### Goal of the exercise
Pull out every line below containing the word "styles".

### Data excerpts

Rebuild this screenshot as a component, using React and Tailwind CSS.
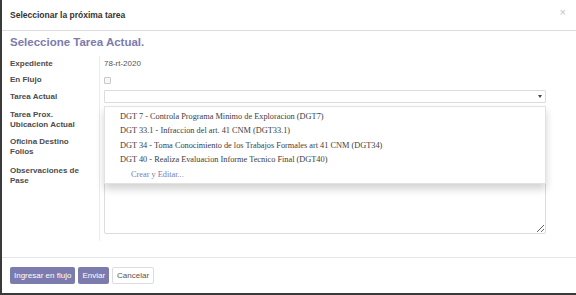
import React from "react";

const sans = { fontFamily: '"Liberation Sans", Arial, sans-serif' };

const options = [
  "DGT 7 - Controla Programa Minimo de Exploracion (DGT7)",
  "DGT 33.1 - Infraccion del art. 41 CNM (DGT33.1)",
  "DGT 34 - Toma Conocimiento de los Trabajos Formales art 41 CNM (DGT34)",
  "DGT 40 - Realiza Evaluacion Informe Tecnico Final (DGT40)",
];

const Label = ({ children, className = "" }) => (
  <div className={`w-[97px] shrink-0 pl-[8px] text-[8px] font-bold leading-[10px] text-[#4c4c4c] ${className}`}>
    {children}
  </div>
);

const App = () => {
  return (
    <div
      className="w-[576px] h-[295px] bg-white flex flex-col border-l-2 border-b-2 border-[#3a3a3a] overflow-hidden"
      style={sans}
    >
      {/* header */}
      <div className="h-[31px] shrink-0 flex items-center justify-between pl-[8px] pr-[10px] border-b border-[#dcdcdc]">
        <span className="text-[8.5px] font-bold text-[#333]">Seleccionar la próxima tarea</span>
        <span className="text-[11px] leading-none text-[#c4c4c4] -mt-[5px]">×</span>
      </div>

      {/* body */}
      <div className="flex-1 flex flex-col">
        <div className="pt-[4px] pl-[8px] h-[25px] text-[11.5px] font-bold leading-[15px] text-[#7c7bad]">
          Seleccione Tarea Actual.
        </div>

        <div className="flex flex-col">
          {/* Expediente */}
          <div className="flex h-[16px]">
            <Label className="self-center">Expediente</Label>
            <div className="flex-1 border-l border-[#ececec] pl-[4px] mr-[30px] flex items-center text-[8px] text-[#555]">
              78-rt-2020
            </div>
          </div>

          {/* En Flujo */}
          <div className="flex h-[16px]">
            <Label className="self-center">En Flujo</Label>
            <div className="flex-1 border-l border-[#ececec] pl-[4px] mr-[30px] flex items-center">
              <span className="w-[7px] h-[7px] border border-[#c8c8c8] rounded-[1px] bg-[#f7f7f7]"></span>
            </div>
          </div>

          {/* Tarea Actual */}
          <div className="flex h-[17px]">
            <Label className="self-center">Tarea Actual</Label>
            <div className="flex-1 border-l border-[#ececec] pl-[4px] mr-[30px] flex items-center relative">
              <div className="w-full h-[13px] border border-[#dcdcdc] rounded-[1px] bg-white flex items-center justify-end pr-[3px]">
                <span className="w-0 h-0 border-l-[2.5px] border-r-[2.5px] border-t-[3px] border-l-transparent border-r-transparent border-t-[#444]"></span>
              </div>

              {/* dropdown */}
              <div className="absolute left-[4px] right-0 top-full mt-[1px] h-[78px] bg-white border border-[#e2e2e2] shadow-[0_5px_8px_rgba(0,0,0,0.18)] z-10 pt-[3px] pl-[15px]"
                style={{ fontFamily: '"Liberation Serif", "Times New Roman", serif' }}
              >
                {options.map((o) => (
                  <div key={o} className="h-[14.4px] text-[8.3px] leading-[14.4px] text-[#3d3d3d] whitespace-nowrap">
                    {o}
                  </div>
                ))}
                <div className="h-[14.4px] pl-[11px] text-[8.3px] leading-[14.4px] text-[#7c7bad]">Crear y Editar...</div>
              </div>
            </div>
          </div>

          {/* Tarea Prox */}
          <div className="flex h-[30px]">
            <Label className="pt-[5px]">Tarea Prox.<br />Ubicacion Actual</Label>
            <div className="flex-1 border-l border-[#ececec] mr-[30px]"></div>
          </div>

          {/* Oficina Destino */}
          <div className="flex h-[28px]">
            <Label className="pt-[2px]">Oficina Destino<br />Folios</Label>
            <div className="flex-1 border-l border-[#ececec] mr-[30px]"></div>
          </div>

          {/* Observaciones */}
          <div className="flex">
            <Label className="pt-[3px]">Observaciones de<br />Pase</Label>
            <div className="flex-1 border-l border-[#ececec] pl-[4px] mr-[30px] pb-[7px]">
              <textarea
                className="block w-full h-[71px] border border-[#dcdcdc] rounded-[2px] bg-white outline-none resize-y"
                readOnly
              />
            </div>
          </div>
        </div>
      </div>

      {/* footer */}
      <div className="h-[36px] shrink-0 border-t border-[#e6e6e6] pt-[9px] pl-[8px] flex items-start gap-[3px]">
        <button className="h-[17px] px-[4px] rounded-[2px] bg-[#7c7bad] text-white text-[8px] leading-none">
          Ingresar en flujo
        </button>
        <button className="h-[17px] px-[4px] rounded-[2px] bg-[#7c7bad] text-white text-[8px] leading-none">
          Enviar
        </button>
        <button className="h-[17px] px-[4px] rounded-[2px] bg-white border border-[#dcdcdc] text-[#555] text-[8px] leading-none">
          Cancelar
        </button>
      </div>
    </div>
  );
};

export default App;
---
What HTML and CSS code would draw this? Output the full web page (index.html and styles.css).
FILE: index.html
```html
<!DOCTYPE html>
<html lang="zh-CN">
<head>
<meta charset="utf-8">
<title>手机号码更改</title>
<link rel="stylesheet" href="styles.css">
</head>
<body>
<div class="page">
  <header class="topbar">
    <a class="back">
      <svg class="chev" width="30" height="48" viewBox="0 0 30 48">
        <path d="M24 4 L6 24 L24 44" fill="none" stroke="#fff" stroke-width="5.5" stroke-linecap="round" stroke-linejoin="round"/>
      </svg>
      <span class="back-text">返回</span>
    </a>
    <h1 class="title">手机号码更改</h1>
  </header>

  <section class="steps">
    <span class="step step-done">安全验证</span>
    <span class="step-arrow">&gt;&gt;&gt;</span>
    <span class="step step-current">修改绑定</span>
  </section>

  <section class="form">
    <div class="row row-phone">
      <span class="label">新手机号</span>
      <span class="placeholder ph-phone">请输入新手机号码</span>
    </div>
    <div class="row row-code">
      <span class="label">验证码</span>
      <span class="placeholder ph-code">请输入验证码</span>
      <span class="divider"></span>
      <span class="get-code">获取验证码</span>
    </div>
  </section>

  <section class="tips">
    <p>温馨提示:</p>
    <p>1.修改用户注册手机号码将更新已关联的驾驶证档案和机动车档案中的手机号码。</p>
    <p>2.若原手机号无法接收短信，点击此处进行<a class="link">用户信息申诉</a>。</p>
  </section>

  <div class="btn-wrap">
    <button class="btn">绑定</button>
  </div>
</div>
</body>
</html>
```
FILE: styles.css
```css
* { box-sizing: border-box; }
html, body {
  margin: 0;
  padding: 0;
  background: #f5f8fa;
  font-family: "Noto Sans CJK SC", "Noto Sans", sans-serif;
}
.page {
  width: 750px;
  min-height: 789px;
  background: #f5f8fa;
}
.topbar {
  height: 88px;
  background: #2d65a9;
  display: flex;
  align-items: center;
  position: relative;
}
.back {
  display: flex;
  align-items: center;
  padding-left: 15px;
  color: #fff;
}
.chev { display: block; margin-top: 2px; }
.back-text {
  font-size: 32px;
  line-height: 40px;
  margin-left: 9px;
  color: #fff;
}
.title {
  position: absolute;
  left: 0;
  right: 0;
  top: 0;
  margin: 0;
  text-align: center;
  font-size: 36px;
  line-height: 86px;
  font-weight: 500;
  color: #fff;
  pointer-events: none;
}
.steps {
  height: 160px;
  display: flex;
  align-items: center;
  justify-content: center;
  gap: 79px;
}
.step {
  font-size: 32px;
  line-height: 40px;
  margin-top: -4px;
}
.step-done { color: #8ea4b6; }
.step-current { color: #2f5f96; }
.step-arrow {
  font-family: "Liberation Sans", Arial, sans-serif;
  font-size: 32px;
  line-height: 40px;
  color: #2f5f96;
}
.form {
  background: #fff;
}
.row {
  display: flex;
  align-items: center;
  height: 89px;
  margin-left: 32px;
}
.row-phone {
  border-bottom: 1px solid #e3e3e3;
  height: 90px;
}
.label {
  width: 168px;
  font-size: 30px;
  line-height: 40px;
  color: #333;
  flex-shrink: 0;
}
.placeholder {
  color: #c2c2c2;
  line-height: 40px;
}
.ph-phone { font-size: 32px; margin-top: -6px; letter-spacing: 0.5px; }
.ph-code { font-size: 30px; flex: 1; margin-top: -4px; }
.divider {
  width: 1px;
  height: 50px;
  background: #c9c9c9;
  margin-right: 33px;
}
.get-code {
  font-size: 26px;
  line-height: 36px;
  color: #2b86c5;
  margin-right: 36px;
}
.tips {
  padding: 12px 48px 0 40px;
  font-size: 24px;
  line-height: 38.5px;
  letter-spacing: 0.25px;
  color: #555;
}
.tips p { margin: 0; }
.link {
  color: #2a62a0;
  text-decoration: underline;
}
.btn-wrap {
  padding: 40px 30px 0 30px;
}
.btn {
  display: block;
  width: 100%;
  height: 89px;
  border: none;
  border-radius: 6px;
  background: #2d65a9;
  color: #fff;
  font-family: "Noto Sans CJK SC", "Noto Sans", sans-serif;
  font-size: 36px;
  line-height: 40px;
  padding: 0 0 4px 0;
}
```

### Expected output
What HTML and CSS code would draw this? Output the full web page (index.html and styles.css).
<link rel="stylesheet" href="styles.css">
FILE: styles.css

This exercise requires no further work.